Veía esta semana la excelente exposición “Alejandro Magno. Encuentro con Occidente” en el Canal Isabel II de Madrid, y entre los numerosos objetos que se muestran hay una serie de cerámicas de arcilla con textos en relieve que enseñan manuales de muy diversas procedencias, incluso una tabla de multiplicar para escolares, y todas con más de 2.000 años de antigüedad.
La sensación al ver aquellos pequeños textos, con muy diminutas letras en relieve —creo que en hebreo aunque ahora no lo puedo asegurar—, era la de reconocer el poder de las palabras, de los textos, en su capacidad para aumentar la cultura de los pueblos.
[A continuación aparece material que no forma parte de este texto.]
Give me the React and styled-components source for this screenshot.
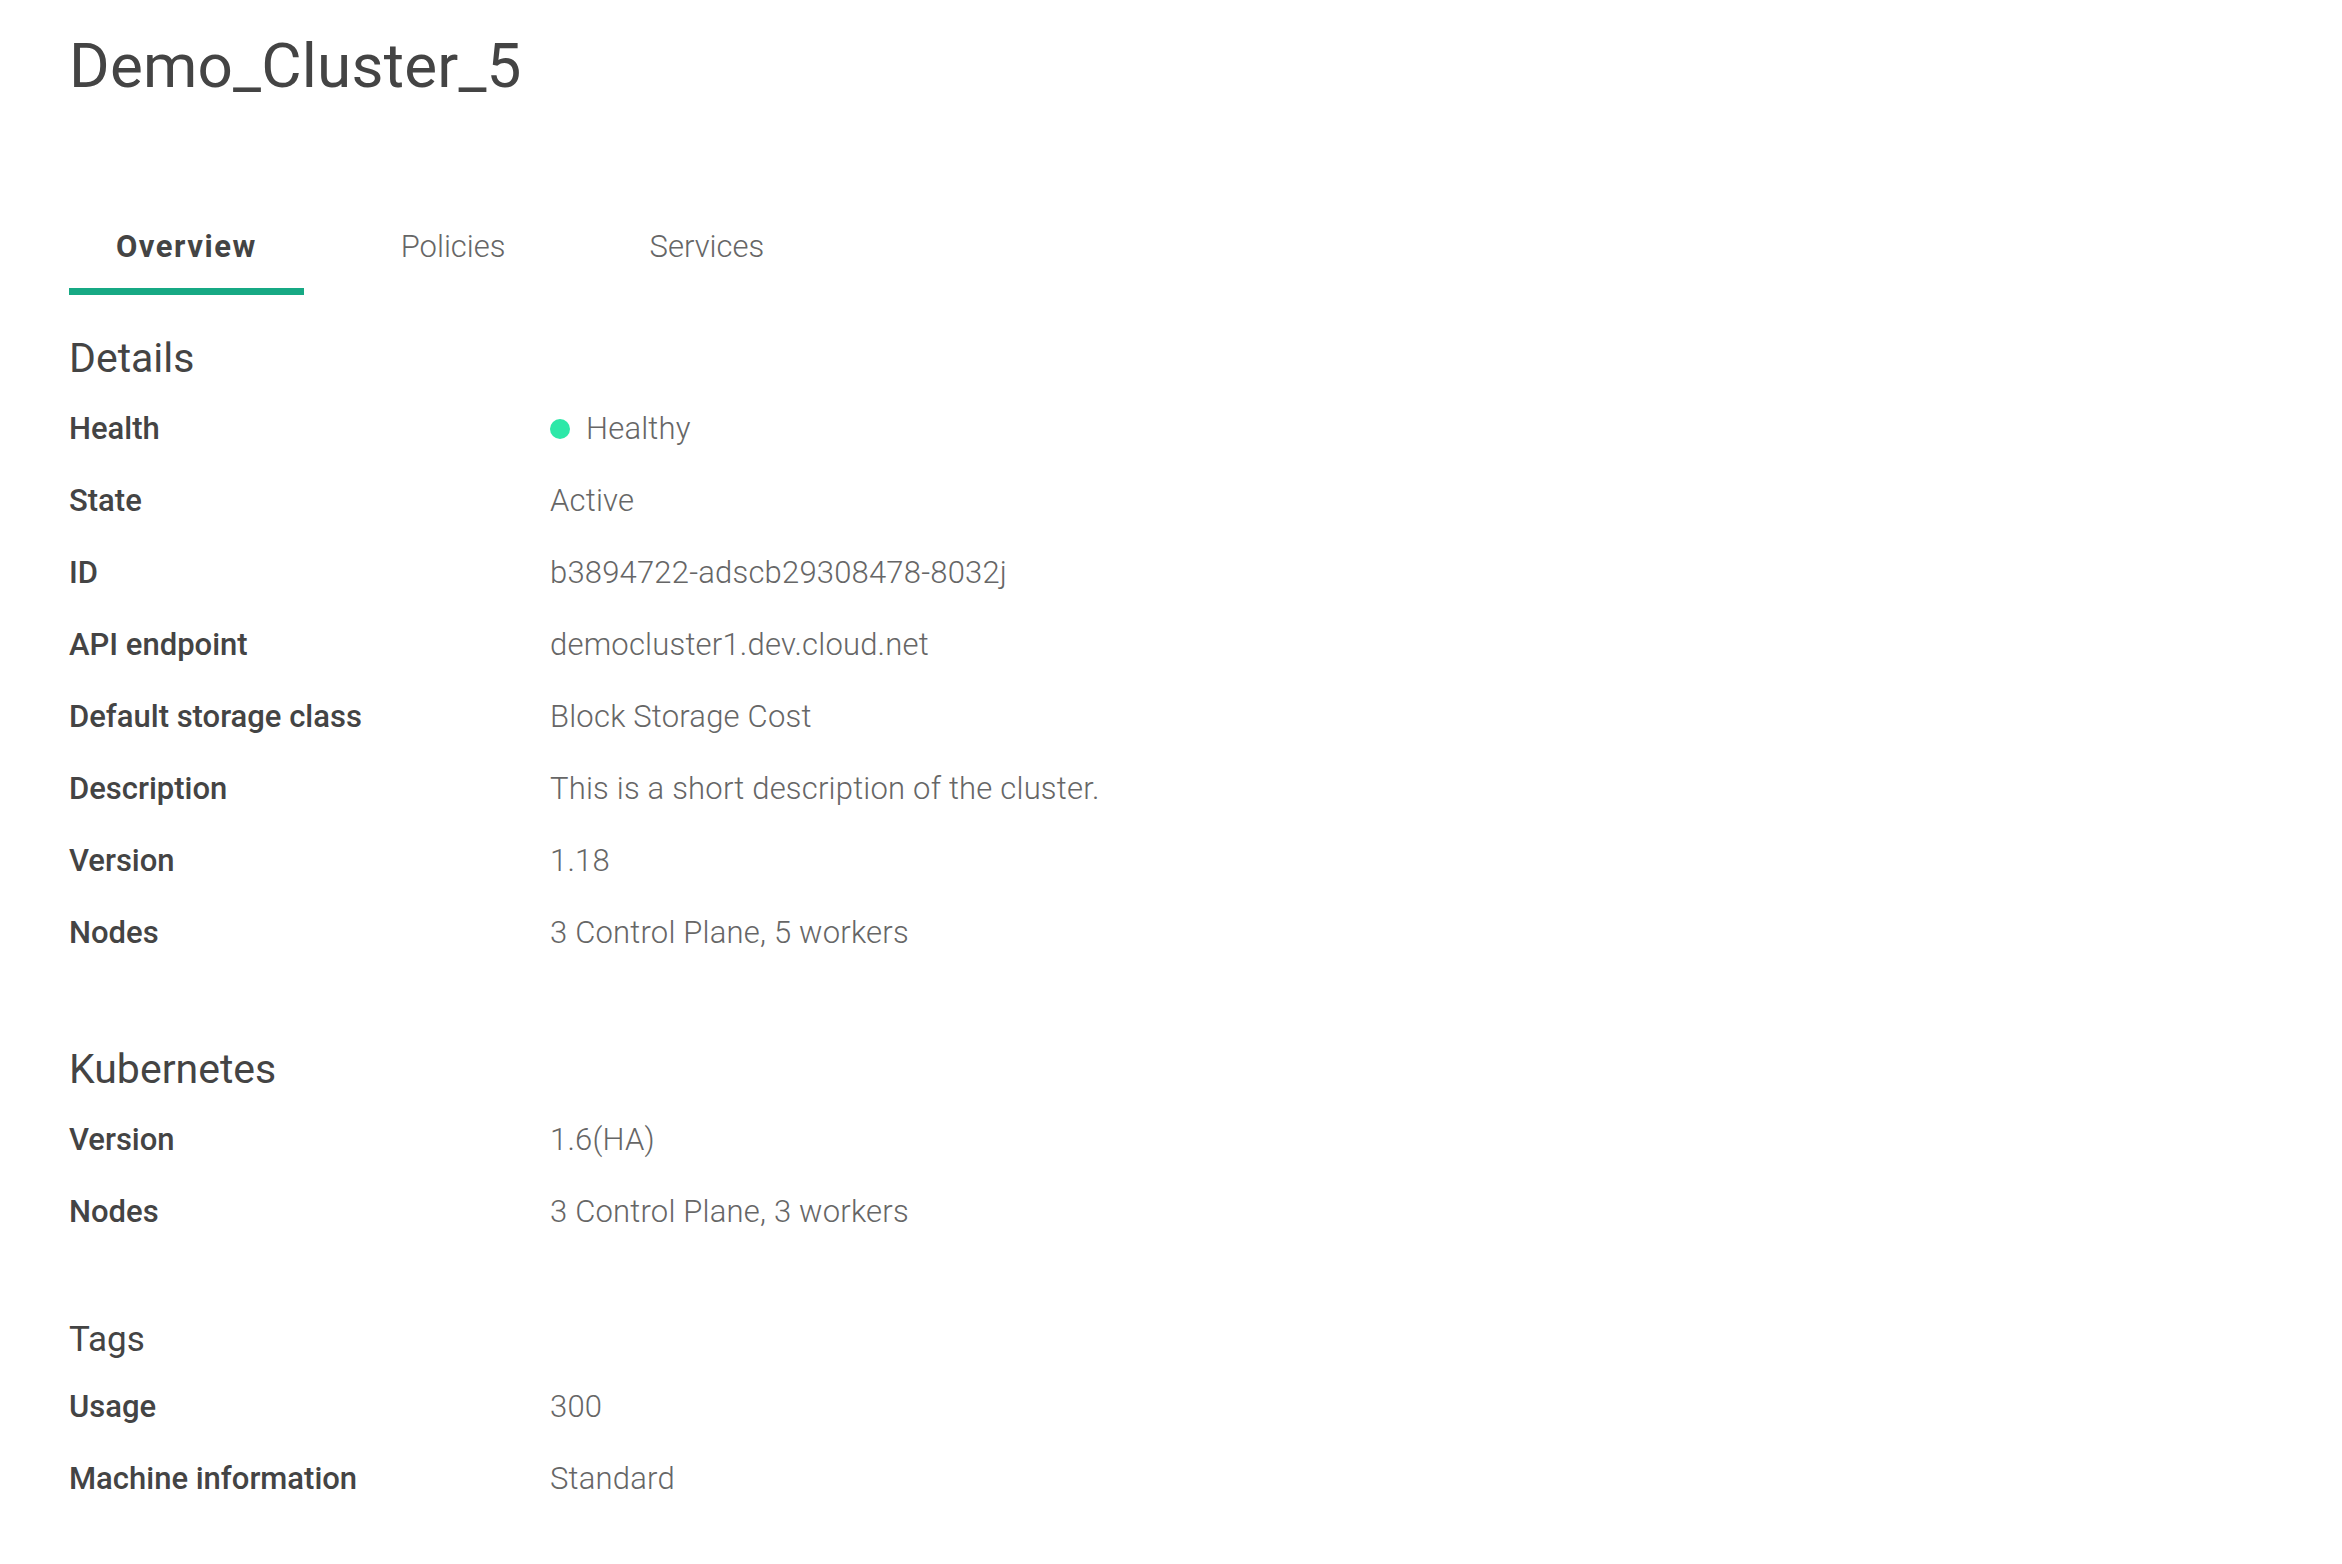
import React from "react";
import styled, { createGlobalStyle } from "styled-components";

const GlobalStyle = createGlobalStyle`
  html, body {
    margin: 0;
    padding: 0;
    background: #ffffff;
  }
  body {
    font-family: "Roboto", "Liberation Sans", sans-serif;
    color: #444444;
  }
`;

const Page = styled.div`
  display: flex;
  flex-direction: column;
  padding: 30px 69px 60px;
  min-height: 1564px;
  box-sizing: border-box;
`;

const Title = styled.h1`
  margin: 0;
  font-size: 62px;
  line-height: 72px;
  font-weight: 400;
  letter-spacing: 0.2px;
  color: #444444;
`;

const TabBar = styled.div`
  display: flex;
  gap: 50px;
  margin-top: 121px;
`;

const Tab = styled.div`
  padding: 0 47px 17px;
  font-size: 31px;
  line-height: 48px;
  font-weight: ${(p) => (p.$active ? 700 : 300)};
  letter-spacing: ${(p) => (p.$active ? "1.5px" : "0")};
  color: ${(p) => (p.$active ? "#444444" : "#666666")};
  border-bottom: 7px solid ${(p) => (p.$active ? "#17a984" : "transparent")};
  cursor: pointer;
`;

const Sections = styled.div`
  display: flex;
  flex-direction: column;
  gap: 72px;
  margin-top: 35px;
`;

const Section = styled.section`
  display: flex;
  flex-direction: column;
`;

const SectionTitle = styled.h2`
  margin: 0 0 ${(p) => (p.$small ? "11px" : "7px")};
  font-size: ${(p) => (p.$small ? "35px" : "41px")};
  line-height: ${(p) => (p.$small ? "40px" : "56px")};
  font-weight: 400;
  color: #444444;
`;

const Row = styled.div`
  display: grid;
  grid-template-columns: 481px 1fr;
  padding: 12px 0;
  font-size: 31px;
  line-height: 48px;
`;

const Label = styled.span`
  font-weight: 500;
  color: #444444;
`;

const Value = styled.span`
  display: flex;
  align-items: center;
  gap: 16px;
  font-weight: 300;
  letter-spacing: 0.2px;
  color: #666666;
`;

const StatusDot = styled.span`
  width: 20px;
  height: 20px;
  border-radius: 50%;
  background: #2de8a8;
  flex-shrink: 0;
`;

const sections = [
  {
    title: "Details",
    rows: [
      { label: "Health", value: "Healthy", status: true },
      { label: "State", value: "Active" },
      { label: "ID", value: "b3894722-adscb29308478-8032j" },
      { label: "API endpoint", value: "democluster1.dev.cloud.net" },
      { label: "Default storage class", value: "Block Storage Cost" },
      { label: "Description", value: "This is a short description of the cluster." },
      { label: "Version", value: "1.18" },
      { label: "Nodes", value: "3 Control Plane, 5 workers" },
    ],
  },
  {
    title: "Kubernetes",
    rows: [
      { label: "Version", value: "1.6(HA)" },
      { label: "Nodes", value: "3 Control Plane, 3 workers" },
    ],
  },
  {
    title: "Tags",
    small: true,
    rows: [
      { label: "Usage", value: "300" },
      { label: "Machine information", value: "Standard" },
    ],
  },
];

const tabs = ["Overview", "Policies", "Services"];

const App = () => {
  return (
    <>
      <GlobalStyle />
      <Page>
        <Title>Demo_Cluster_5</Title>
        <TabBar>
          {tabs.map((t, i) => (
            <Tab key={t} $active={i === 0}>
              {t}
            </Tab>
          ))}
        </TabBar>
        <Sections>
          {sections.map((s) => (
            <Section key={s.title}>
              <SectionTitle $small={s.small}>{s.title}</SectionTitle>
              {s.rows.map((r) => (
                <Row key={r.label}>
                  <Label>{r.label}</Label>
                  <Value>
                    {r.status && <StatusDot />}
                    {r.value}
                  </Value>
                </Row>
              ))}
            </Section>
          ))}
        </Sections>
      </Page>
    </>
  );
};

export default App;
Pero otra sensación es: la capacidad y sensación de que los libros físicos en papel no pueden morir, pues la sensación de disponer, de “tener”, de poseer un libro, es superior incluso al poder que contiene en sus entrañas. Un libro está creado para ser poseído por su dueño como un objeto de que al contener cultura y poder, está hecho para ser un objeto de valor. Puede parecer que un libro electrónico es parecido, pero el hecho de no poderse tocar y poseer con la misma sensación, le resta un poder que sí tiene el libro en papel.
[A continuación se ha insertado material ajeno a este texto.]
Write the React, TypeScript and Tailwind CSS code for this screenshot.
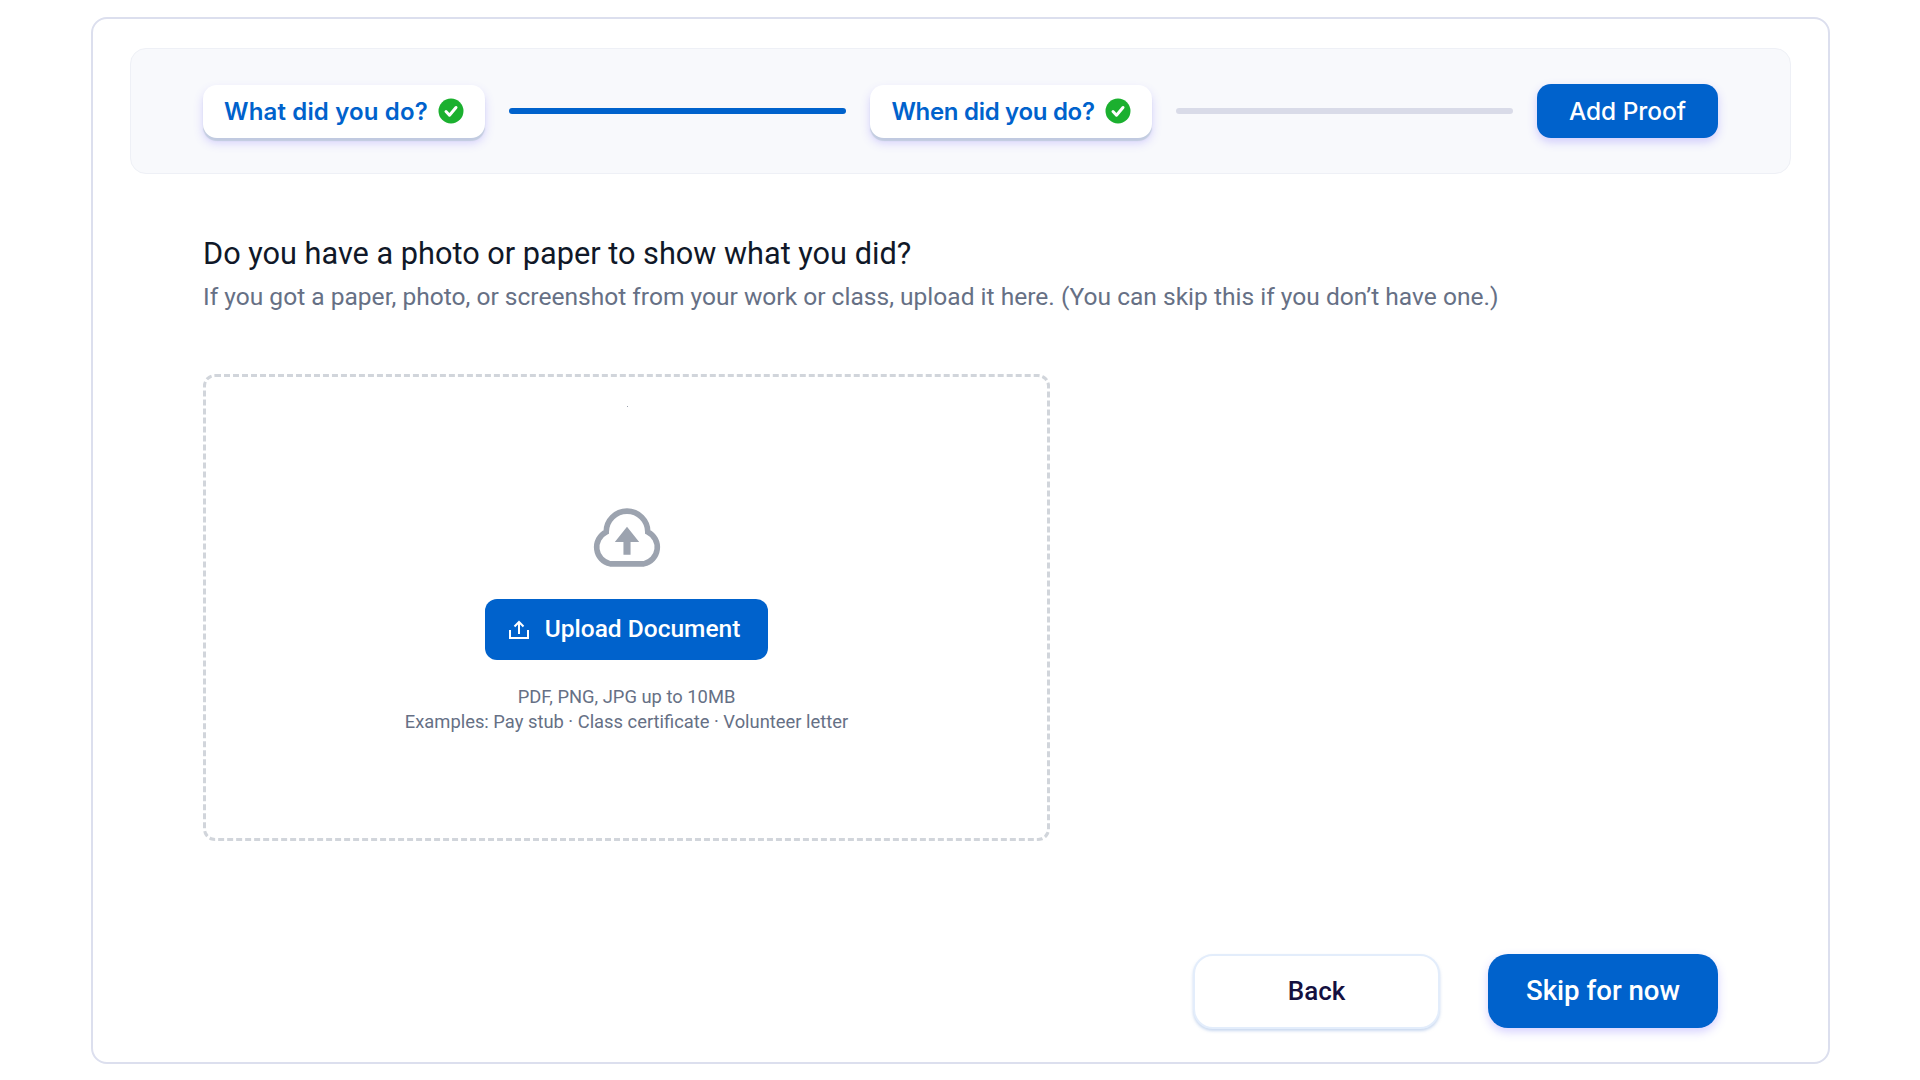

Poseer muchos libros electrónicos sin ocupar espacio y estar perdidos entre un mar de documentos, por muhco que uedan estar ordenados, les resta valor.
Uno puede disponer miles de ejemplares diferentes de libros electrónicos, pero no se garantiza que puedan subsistir diez años, veinte años, pues cambian los formatos con mucha más rapidez que en cualquier otro soporte y convertirse por ello en archivos incapaces de servir para ser leídos.